Der Fiskalpakt verpflichtet die Euroländer auch darauf, ihre Wirtschaftspolitiken stärker zu koordinieren. Eine europäische Wirtschaftspolitik ist das ausdrückliche Ziel des Paktes. Weiterhin können außergewöhnliche Umstände ein Abweichen von den Regeln ermöglichen, wenn die mittelfristige Sanierung davon unberührt bleibt. Dieser Artikel wird schon in diesem Jahr für die Zurückführung der Defizite z um Beispiel in Frankreich und Spanien zur Anwendung kommen. Vollkommen starr ist der Pakt also nicht. Auch der Zwang übermäßige Schulden innerhalb von 20 Jahren abzubauen, kann schwerlich als Radikalkur gewertet werden.
Ökonomen sind weltweit über den Fiskalpakt zerstritten. Vielleicht ist das eher eine gute Nachricht. Der Pakt gilt als das fast alleinige Werk von Angela Merkel. Dass sich alle diesem „deutschen Diktat“ gebeugt haben, mag zum einen auch daran liegen, dass es wenig bis keine Alternativen gab, wenn man einmal von einem europäischen Bundesstaat oder der Garantie der südeuropäischen Schulden durch die Nordeuropäer absieht. Zum anderen zeigt die Verabschiedung aber auch die neue Kraft der alten Bundesrepublik, die die Bürde der Wiedervereinigung endgültig abgelegt hat und unangefochten zum neuen Kraftzentrum der EU herangewachsen ist. Hierin mag, viel mehr noch als im Fiskalpakt, auf Dauer die größere Sprengkraft für eine gemeinsame europäische Wirtschaftspolitik liegen. Zumal Frankreich als Gegengewicht zu Deutschland zurzeit kaum noch eine effektive Rolle zu spielen scheint.

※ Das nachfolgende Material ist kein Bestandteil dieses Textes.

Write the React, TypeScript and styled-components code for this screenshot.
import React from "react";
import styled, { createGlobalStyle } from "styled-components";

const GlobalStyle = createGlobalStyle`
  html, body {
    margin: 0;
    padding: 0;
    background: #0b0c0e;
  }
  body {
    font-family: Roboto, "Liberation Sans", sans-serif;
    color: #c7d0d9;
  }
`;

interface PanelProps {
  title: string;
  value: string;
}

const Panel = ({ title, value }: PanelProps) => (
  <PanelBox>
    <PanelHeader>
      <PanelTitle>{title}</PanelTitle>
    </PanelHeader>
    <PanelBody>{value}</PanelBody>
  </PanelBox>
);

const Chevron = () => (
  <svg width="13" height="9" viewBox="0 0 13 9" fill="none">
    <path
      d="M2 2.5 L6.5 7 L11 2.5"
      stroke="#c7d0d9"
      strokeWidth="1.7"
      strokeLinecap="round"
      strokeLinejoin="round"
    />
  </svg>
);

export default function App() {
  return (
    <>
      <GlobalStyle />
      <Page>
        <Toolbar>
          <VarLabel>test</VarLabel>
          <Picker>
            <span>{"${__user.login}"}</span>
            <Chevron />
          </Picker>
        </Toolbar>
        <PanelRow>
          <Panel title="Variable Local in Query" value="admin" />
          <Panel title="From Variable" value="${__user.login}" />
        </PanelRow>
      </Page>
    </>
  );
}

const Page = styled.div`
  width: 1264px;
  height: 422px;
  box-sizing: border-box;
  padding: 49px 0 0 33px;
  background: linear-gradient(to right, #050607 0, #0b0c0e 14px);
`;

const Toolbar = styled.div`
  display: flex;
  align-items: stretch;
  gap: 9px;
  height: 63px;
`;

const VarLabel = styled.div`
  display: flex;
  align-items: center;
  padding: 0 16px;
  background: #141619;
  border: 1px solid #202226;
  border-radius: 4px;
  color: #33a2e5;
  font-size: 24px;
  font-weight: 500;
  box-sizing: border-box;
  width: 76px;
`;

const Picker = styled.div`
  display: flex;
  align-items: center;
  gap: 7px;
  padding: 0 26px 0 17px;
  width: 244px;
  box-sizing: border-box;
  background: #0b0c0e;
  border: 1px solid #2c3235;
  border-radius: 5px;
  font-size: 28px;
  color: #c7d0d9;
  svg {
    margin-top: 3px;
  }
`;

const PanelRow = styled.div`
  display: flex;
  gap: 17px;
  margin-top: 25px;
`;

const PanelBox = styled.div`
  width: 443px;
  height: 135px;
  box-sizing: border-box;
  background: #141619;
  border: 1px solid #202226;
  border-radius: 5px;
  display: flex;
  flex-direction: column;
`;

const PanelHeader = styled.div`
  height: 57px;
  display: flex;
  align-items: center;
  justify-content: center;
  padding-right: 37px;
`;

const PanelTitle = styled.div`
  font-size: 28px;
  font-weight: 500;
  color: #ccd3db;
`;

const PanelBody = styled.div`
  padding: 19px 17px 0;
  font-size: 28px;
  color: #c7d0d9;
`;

Hollande kommt, gerade weil er geschwächt ist, eine Schlüsselrolle für die Zukunft von Euro und EU zu. Frankreichs strukturelles Defizit liegt aktuell bei vier Prozent und kann mit einer Reichensteuer, die ein paar hundert Millionen Euro einbringt, wenn sie denn kommt, kaum saniert werden. Hollande muss mehr einfallen als bisher, denn scheitert Frankreich an seiner Sanierung, dann war das griechische Trauerspiel nur die Vorgruppe vor dem Hauptakt. Offiziell spricht man in Brüssel noch von den Problemfällen Italien und Spanien, hinter der Hand aber nimmt das Gemurmel über Frankreich zu.

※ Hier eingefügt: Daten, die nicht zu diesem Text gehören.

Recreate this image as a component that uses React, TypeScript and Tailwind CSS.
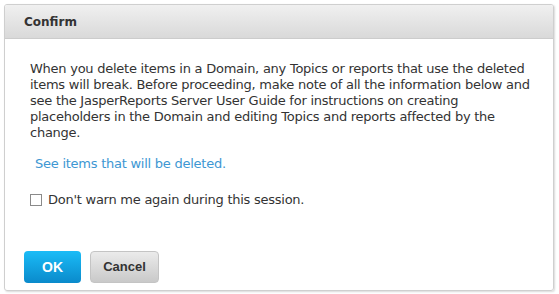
import React from "react";

export default function App() {
  return (
    <div className="w-[559px] h-[294px] bg-white p-[4px] pr-[5px] pb-[3px]" style={{ fontFamily: "'DejaVu Sans', Verdana, sans-serif" }}>
      <div className="flex flex-col h-full border border-[#cfcfcf] rounded-[3px] shadow-[1px_1px_2px_rgba(0,0,0,0.15)] overflow-hidden">
        <div className="h-[34px] shrink-0 bg-gradient-to-b from-[#f0f0f0] to-[#d9d9d9] border-b border-[#cccccc] flex items-center pl-[19px]">
          <span className="text-[12px] font-bold text-[#333333]">Confirm</span>
        </div>
        <div className="flex-1 flex flex-col pl-[25px] pr-[18px] pt-[22px]">
          <p className="text-[13px] leading-[16px] text-[#333333] tracking-[-0.25px]">
            When you delete items in a Domain, any Topics or reports that use the deleted items will break. Before proceeding, make note of all the information below and see the JasperReports Server User Guide for instructions on creating placeholders in the Domain and editing Topics and reports affected by the change.
          </p>
          <a className="mt-[15px] ml-[5px] text-[13px] leading-[16px] text-[#3d97d3] tracking-[-0.25px]">See items that will be deleted.</a>
          <label className="mt-[20px] flex items-center gap-[6px] text-[13px] leading-[16px] text-[#333333] tracking-[-0.25px]">
            <span className="w-[12px] h-[12px] border border-[#8a8a8a] bg-white inline-block" />
            Don't warn me again during this session.
          </label>
          <div className="mt-auto mb-[7px] -ml-[6px] flex gap-[9px]">
            <button className="w-[57px] h-[32px] rounded-[4px] bg-gradient-to-b from-[#1bbcf7] to-[#0a8acb] text-white font-bold" style={{ fontFamily: "'Liberation Sans', Arial, sans-serif", fontSize: "14px" }}>OK</button>
            <button className="w-[69px] h-[32px] rounded-[4px] bg-gradient-to-b from-[#ebebeb] to-[#c9c9c9] border border-[#c4c4c4] text-[#333333] font-bold" style={{ fontFamily: "'Liberation Sans', Arial, sans-serif", fontSize: "13px" }}>Cancel</button>
          </div>
        </div>
      </div>
    </div>
  );
}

Die Eurokrise ist noch nicht vorbei, sagen viele Ökonomen und Zentralbanker. Fast 20 Millionen Arbeitslose in der EU werden das gerne bestätigen. Hoffnung heißt heute, dass 2013 die Talsohle erreicht wird. Sicher ist das keineswegs. Aber möglich. Wie viel Anteil daran der Fiskalpakt gegebenenfalls hat, werden erst Historiker bestimmen können.